So it was with a little apprehension that I finally gave in and went to my first Polyglot event. The wife and I have both been meaning to hit up one of these language exchange meet-ups held at a local bar, but having been turned off by the douchebaggery at most other conglomerations of étrangers à Paris, we balked. Self-hatred? A desire to break free of our former lives? No. As Alannah pointed out over lunch today, we consider ourselves - rather unlike the type we keep away from - immigrants. Not expats. Not foreign workers. Not a couple on extended vacation. But a couple of people who have moved to another country - most probably for good - who would like to integrate a bit and make local friends.

That's a tough gig in a socially insular place like Paris, but I think we've found a gathering that's just our style. For the people who sign up for a group like Polyglot seem to have a genuine interest in learning other languages and cultures. Sure, there are plenty of other 'Murrikans who show up – but they've come to improve their French. Or Spanish. Or Japanese. And it's not just Americans and French. There are Chinese, Iranian, Australian... to name a few.

Over the course of a few hours I had conversations in many of the languages I know (or would like to know), taught and learned various turns of phrase, and - OMGWTF - met actual Parisians who were as interested in what others had to say as they were with grabbing their next verre. In fact, more so.

If anything, I felt like the town drunk having two big steins of beer. But as I said, I was a bit timid about this whole affair at first.

While there's definitely some emphasis on socializing and having a little glass of something as social lubricant, it was refreshing to be around people interested in sharing. Not business networking. Not getting laid. Not whining about how no one at the market speaks English. (Although I'm certain a little bit of all that takes place as well...)

Although neither of us were social butterflies making the rounds, we met a fistful of cool, interesting people... And even made new friends. In fact, when a couple of guys found out we're really into food and cooking, they insisted on having a dinner party to introduce us to their "real home cooking."

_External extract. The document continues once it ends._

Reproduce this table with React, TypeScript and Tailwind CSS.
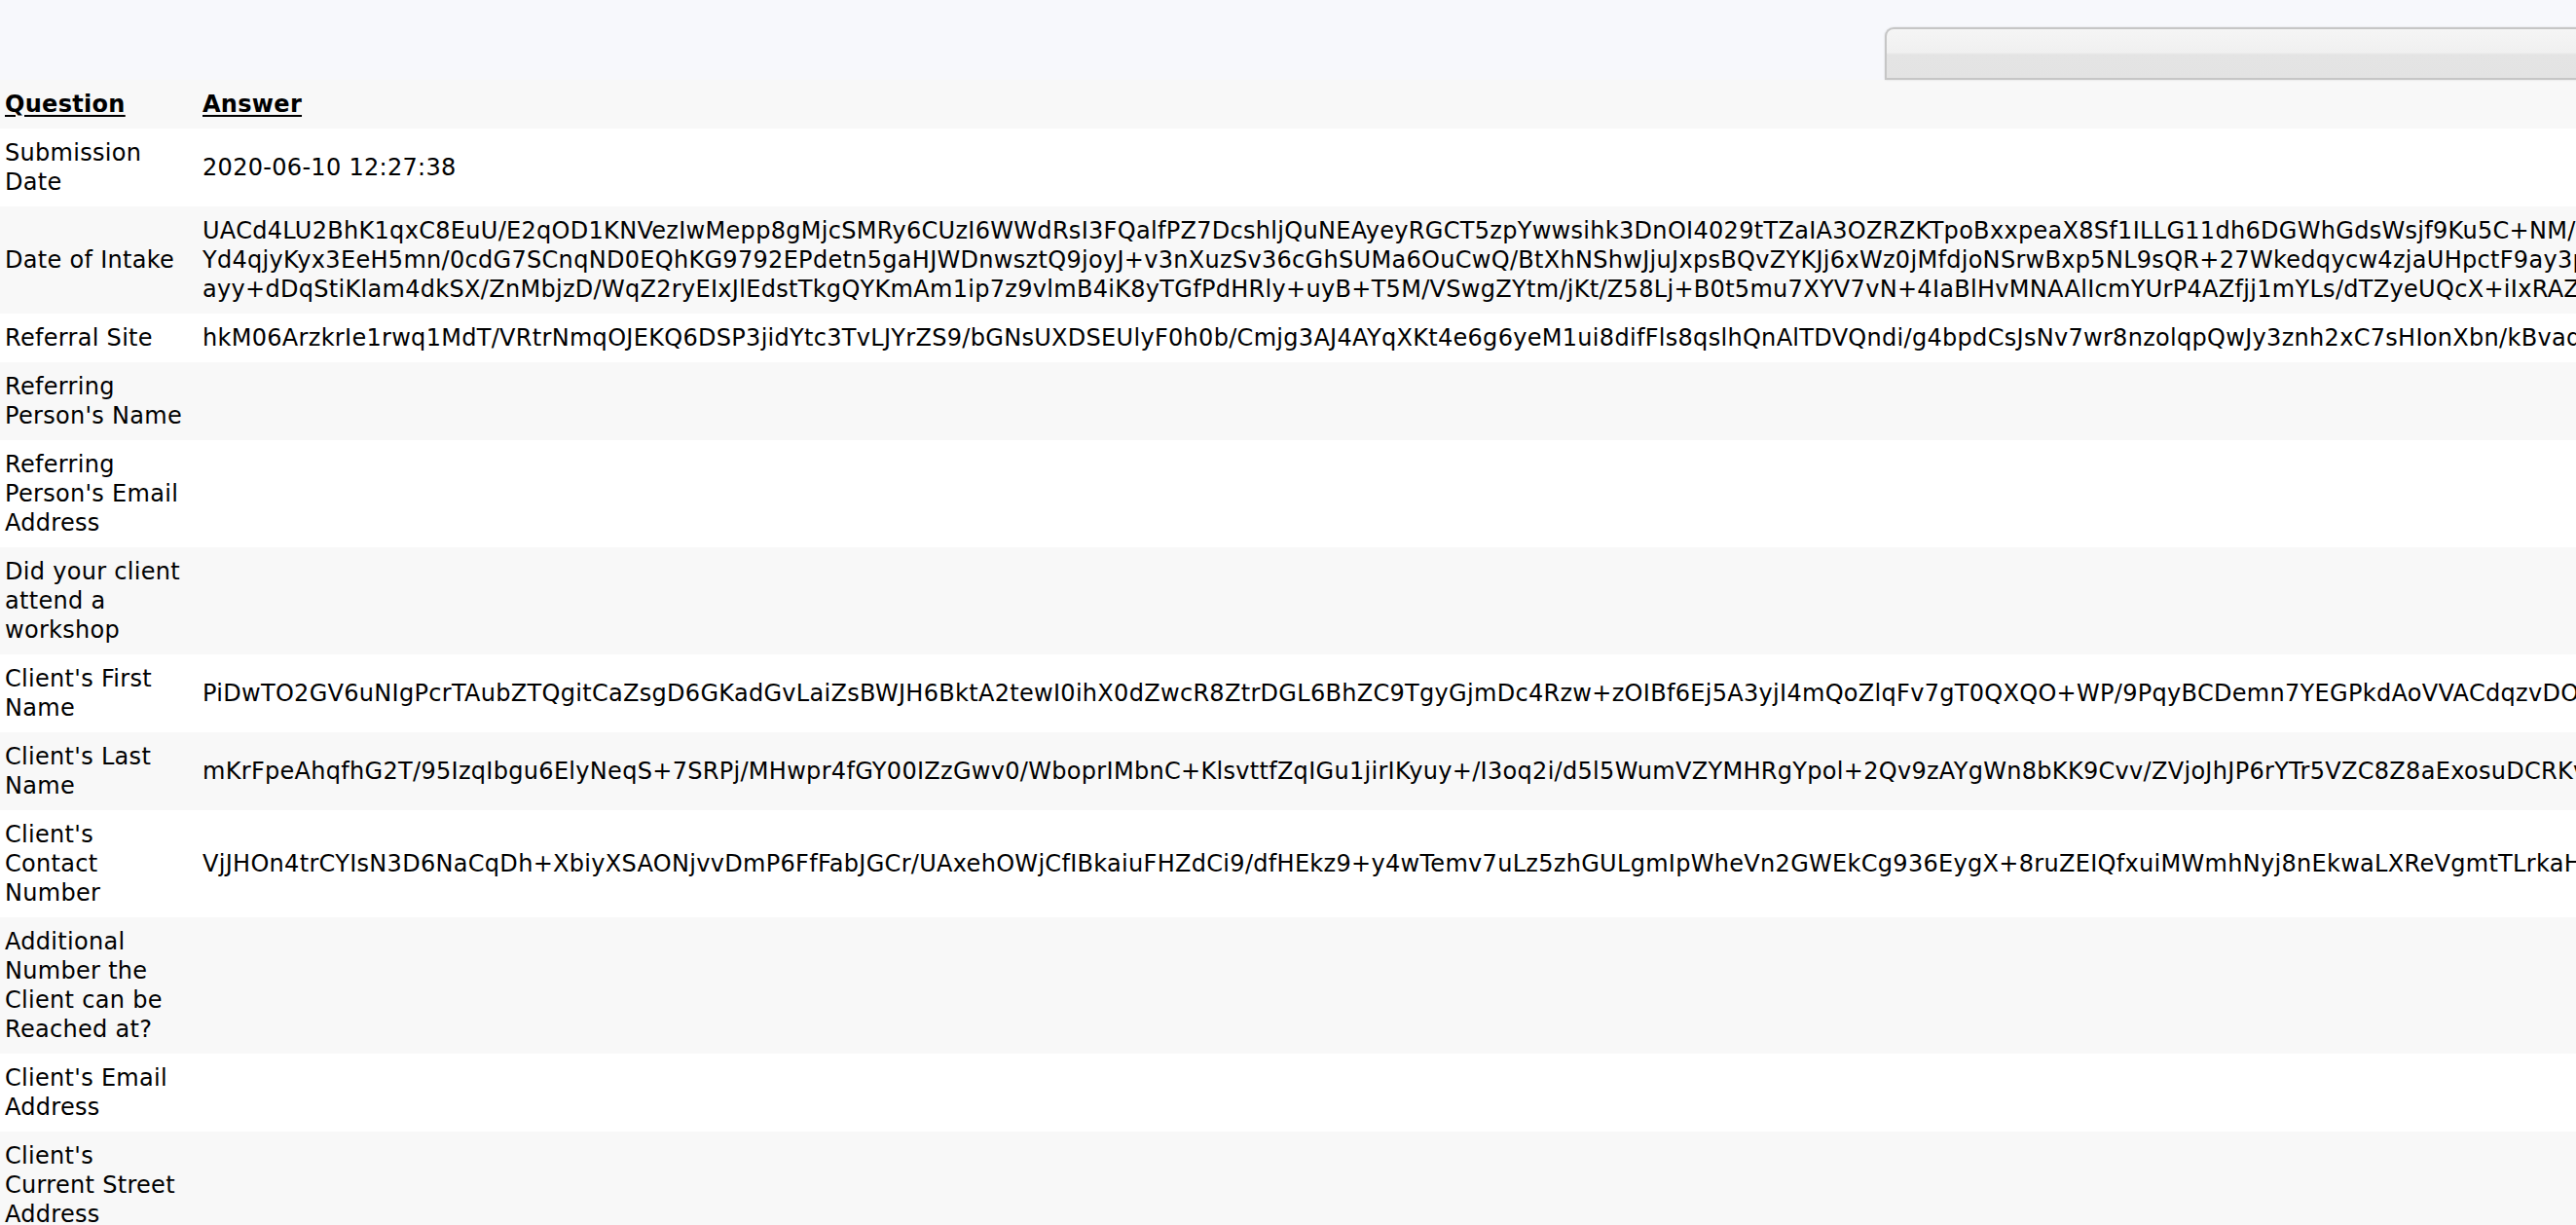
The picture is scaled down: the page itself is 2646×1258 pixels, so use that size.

The revelation isn't from previously thinking that such people didn't exist... Through the friends that we've already made we know damn well that there are friendly, welcoming Parisians who are as happy to lend you a hand as they are to go party with you. It's just that - even as locals will tell you - the social life here can be a very tough nut to crack. And thanks to a community of the linguistically curious, we've just started to tap a few more fissures into the shell. Tap tap tap...

Monday, April 13, 2009

Des Américains à Paris

Looking through the New York Times web site before the weekend, I found an article about an American festival in Paris. Figuring Sunday was set to be a gorgeous day, I proposed the idea of hitting up the festival to Alannah, who then told another American friend about it, who then brought a couple of her visiting American friends. What better place for a bunch of Americans in Paris to gravitate that, well, a festival called "Americans in Paris?"

Upon arriving at the Jardin d'Acclimatation - the part of the massive Bois de Boulogne where the festival was held - we were greeted by a gigantic poster of Uncle Sam, complete with a stars-n-stripes mushroom cloud behind him. And on his lapel, a button with the same mushroom cloud figure. "WE [NUKE] YOU" ???


All joking aside, it's actually the Jardin d'Acclimatation's oak tree logo, and their slogan is "WE [OAK TREE] YOU." Alannah had noticed this in the event program before we even went. But one has to admit, the whole mushroom cloud seems much more appropriate for the finger-wagging Uncle Sam.

We entered the park grounds, passing a small jazz quartet along the way (jazz is heavily acquainted with America here, and why not?), went through the ticket booths (a whopping 2€70 admission), and came upon what I could only call Main Street U.S.A. Only without the Main Street Electrical Parade. And instead, a shit-ton of non-sensical highway signs. In French eyes, this is what the great American open road looks like: A clusterfuck of signage, yellow cabs, and yellow school buses. And surprisingly, no other Americans.

Despite the fact that the Jardin borders Neuilly-sur-Seine, the America-lovin', expat-filled suburb nicknamed Sarkoville after President Nicolas "Sarko the Américain" Sarkozy - I didn't hear any other brassy-accented, flat-voweled English other than our little group's.


Alannah and I looked around in awe at what Parisians consider typical American. For the most part, they're dead on. Stands selling stuff you can't typically get here, like bagels, pancakes, brownies, and dirty-water hot dogs. (Most hot dogs here are baked into a bun, kind of like a baguettey bagel dog.)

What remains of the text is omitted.